Cuando era niña tocaba el rostro de mi abuela y dibujaba en él mapas infinitos que me enseñaban cómo supuestamente se debía vivir la vida. Imaginaba que estas líneas, tan profundas y hermosas a mi parecer, eran los únicos caminos ciertos, y que por lo tanto la sabiduría se escondía sólo en una persona. Con los años, y junto al error de no haber entendido previamente que cada rostro arrugado es un(a) sabio(a) anónimo(a) en nuestra sociedad, comprendí además que para enfrentar la vida sólo podemos ser amigos(as) de la reflexión, y que en contraposición de ella las verdades implantadas como absolutas no sólo restringen nuestra adaptación a destinos y realidades siempre cambiantes, sino que también inhiben la curiosidad crítica que tanto caracterizan a nuestros(as) niños(as). Y con respecto a esto último me es llamativo que siempre hablemos de que los ancianos(as) son como niños(as) con arrugas. Y pues claro, yo realmente lo creo y les contaré por qué basándome en un antiguo filósofo alemán.
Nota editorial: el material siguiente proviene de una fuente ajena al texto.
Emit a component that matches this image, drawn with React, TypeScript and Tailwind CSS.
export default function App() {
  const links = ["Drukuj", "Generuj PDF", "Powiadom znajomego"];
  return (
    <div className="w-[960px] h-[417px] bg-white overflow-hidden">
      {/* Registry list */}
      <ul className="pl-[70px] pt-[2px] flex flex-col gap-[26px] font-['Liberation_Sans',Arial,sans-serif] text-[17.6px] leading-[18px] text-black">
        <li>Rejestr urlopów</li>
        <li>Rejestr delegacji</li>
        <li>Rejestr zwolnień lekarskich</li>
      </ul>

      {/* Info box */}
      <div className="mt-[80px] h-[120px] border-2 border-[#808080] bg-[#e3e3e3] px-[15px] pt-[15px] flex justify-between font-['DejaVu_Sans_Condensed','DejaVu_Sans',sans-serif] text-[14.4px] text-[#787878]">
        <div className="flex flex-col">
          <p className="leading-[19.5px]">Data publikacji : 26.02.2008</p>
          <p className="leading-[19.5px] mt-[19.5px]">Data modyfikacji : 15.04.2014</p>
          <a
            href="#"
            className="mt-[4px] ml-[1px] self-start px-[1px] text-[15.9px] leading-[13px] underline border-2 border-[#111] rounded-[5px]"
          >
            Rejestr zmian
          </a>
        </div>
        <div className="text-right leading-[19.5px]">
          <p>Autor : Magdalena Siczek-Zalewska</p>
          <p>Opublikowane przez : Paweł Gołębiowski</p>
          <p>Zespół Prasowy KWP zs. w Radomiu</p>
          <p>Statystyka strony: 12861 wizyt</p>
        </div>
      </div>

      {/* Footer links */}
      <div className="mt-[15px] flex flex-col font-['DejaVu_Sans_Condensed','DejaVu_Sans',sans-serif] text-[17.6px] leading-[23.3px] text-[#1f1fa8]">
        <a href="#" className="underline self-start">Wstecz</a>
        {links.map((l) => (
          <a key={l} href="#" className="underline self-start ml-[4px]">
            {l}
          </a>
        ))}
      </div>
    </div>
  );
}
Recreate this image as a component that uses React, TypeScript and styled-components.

A pesar de las divergencias de opiniones que se tengan con respecto a Nietzsche, y aquellas personales de las cuales me atendré de realizar en este momento, comparto con este sujeto la vanidosa simplicidad con la que explica el casi imposible camino de transformación del espíritu hacia la constitución de “suprahombres”; el cuestionamiento consta de entender de qué manera el espíritu se transforma en camello, cómo el camello se transforma en león y como el león se convierte finalmente en niños(as), alias sabios(as) con arrugas.
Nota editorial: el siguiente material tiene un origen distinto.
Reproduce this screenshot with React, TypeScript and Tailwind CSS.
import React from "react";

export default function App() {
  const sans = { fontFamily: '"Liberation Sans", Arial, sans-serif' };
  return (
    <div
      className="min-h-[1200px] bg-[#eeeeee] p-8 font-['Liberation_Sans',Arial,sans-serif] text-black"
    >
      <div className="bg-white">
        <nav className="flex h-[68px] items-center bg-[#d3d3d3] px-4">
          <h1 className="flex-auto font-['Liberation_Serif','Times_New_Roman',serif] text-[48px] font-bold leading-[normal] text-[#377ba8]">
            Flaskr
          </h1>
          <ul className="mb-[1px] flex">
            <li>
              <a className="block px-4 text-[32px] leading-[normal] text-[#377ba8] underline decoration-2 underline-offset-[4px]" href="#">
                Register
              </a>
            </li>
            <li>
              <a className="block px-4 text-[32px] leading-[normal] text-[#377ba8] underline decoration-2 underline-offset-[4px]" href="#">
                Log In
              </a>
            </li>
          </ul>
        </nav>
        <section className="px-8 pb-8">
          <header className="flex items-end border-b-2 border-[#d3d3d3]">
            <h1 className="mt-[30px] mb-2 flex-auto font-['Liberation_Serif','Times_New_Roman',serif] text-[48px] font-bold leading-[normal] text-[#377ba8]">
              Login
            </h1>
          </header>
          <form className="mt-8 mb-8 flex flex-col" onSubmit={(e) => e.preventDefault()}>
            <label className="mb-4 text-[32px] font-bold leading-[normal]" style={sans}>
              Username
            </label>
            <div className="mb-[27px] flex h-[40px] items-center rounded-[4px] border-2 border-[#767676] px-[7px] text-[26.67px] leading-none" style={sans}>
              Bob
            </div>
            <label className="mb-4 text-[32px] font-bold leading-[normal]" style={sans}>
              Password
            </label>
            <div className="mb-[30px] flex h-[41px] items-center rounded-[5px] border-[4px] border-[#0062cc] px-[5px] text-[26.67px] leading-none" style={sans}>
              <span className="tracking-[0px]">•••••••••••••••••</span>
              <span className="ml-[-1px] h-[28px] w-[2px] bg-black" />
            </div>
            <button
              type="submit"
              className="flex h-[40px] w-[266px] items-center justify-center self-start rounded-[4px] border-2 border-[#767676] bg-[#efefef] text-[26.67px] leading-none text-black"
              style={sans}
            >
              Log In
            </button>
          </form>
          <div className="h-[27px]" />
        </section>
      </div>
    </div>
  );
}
El camello representa la pasividad de obedecer ciegamente a los valores y creencias presentes en nuestra sociedad como únicas y verdaderas. Por lo tanto conlleva en este caso a vivir sin cuestionamiento alguno de nuestro existir, ni siquiera del significado que le logremos (o no) otorgarle a nuestras propias acciones del día a día. Es por ello que el posible desgano de vivir en la reflexión, hace que los camellos vean pasar su propia vida como una película de cine, y que por lo tanto el transitar de los años por mi cuerpo no parece ser importante ni para mí, ni para mis pares.
El león cuando deja de ser camello, representa la rebelión de estas cargas morales y sociales, comportándose como un gran negador de todo lo implantado como cierto. Pues en este caso, si bien el león es capaz de observar críticamente que su pelaje tan brillante y virtuoso comienza a opacarse, instaura el capricho de renegar fervientemente el envejecimiento de su propio cuerpo y sociedad, mediante el realce de la estética juvenil y la productividad, como únicos caminos de valorización del ser.
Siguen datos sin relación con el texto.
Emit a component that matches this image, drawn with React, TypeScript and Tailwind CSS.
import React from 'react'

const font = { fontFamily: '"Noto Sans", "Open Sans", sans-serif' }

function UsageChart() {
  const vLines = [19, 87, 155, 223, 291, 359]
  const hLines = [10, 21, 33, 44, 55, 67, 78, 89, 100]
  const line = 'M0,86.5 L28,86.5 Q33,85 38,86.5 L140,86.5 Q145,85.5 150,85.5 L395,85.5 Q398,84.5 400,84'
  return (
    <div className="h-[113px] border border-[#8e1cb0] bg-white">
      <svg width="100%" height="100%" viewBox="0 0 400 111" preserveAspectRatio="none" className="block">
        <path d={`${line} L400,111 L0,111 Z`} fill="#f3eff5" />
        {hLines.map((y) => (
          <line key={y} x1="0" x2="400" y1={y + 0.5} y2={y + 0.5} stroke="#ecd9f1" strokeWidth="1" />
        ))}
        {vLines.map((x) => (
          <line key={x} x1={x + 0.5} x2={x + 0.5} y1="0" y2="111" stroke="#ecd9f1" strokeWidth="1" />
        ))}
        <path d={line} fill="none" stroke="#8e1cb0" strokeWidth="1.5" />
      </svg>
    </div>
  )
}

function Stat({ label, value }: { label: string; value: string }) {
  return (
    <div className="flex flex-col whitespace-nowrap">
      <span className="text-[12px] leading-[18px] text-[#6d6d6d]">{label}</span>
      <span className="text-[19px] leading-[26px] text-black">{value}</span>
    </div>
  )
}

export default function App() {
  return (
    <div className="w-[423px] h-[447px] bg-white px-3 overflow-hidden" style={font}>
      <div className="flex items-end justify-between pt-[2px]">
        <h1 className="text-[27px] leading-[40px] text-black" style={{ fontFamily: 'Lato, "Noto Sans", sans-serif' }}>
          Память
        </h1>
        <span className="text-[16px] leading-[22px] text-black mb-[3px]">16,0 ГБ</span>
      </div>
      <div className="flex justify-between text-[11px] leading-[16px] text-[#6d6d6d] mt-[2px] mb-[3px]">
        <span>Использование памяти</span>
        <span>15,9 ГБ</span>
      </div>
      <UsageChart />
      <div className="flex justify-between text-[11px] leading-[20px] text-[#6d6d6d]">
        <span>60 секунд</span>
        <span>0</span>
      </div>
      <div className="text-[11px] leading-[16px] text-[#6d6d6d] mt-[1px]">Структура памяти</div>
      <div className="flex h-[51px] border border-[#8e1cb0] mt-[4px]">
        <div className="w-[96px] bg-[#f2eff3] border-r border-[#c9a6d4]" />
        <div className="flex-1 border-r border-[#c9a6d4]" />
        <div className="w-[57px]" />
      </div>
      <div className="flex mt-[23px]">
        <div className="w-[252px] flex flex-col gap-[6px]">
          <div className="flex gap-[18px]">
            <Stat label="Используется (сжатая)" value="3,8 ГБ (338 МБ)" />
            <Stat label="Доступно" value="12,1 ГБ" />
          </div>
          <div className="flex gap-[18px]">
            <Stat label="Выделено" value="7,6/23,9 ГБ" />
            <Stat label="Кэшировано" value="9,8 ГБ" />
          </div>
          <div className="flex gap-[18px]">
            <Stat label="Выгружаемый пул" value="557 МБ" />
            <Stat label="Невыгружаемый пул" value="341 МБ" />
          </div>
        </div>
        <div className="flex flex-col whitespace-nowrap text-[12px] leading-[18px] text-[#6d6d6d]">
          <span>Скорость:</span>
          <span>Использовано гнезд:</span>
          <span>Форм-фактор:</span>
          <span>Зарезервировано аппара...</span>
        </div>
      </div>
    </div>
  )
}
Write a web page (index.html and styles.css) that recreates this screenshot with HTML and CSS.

Y por último llega la transformación del espíritu hacia el niño, la representación de la inocencia y la creatividad siempre contextual y presente, la posibilidad de comenzar todo de nuevo y de entender que el enemigo de la reflexión es la constitución de una única verdad. Y finalmente en este caso, el cuerpo envejecido hace propias estas virtudes, pues entiende que toda una vida de experiencias no es suficiente para adaptarse a su vivir actual, pues los escenarios siempre cambian, y por consecuente ellos (ellas) mismos, actores (actrices) principales de su propia obra, también lo hacen de manera inventiva. Con respecto a esto, recuerdo hace algún tiempo haber tenido conversaciones con María, con Santiago, con Elvira y con muchos otros sabios(as) anónimos(as), y les confieso a quienes estén leyendo esta columna, que aprendí de ellos(ellas) que la única forma de subsistir a los sesenta, ochenta o casi noventa años a una sociedad de camellos y leones que nos enseñan que envejecer significa decaimiento en todos los sentidos, es utilizar la reinvención y la creatividad como única arma frente a un entorno tan hostil y castigador. Es por eso que los ancianos(as) no son análogos de nuestros(as) niños(as) desde la dependencia física o emocional (se los aseguro que no), sino que se asemejan a la aproximación amorosa y curiosa que tienen frente a la vida, pues si bien unos viven con muchos días por contar, y los otros cuentan los que le faltan posiblemente con los dedos de una mano, ambos se adaptan y juegan con su alma, cuerpo y espíritu en sus días a días como si fuesen los primeros o los últimos de su existir.
Para aquellos(as) que no se han dado cuenta aún, esta columna no es meramente una explicación subjetiva de cómo se parecen nuestros(as) niños(as) y ancianos(as), sino que es una invitación personal de que dejemos de ser camellos y leones frente a la existencia tangible del envejecer, y entendamos de una vez que nuestra sociedad está envejeciendo también a pasos agigantados; y que por lo tanto el futuro de ella no son los(as) jóvenes, sino que los(as) ancianos(as). Es por todo esto que les comparto mi idea y reflexión de comenzar a escuchar a nuestros(as) ancianos(as), de que sus ideas frescas, creativas y cargadas de experiencias como la de los(las) niños(as) nos propicien la oportunidad de encontrar e inventar nuevos caminos de desarrollo y bienestar para ellos (ellas), y para nosotros(as) mismos(as), pues no olvidemos que la vejez se encuentra a la vuelta de la esquina o en un abrir y cerrar de ojos. Detengámonos en nuestros espacios públicos, en nuestras plazas, en nuestras bancas, en nuestros atardeceres y logremos entender que la sabiduría no radica solamente en libros, sino que en suprahombres y supramujeres que tienen marcados en sus rostros múltiples e infinitos caminos del saber.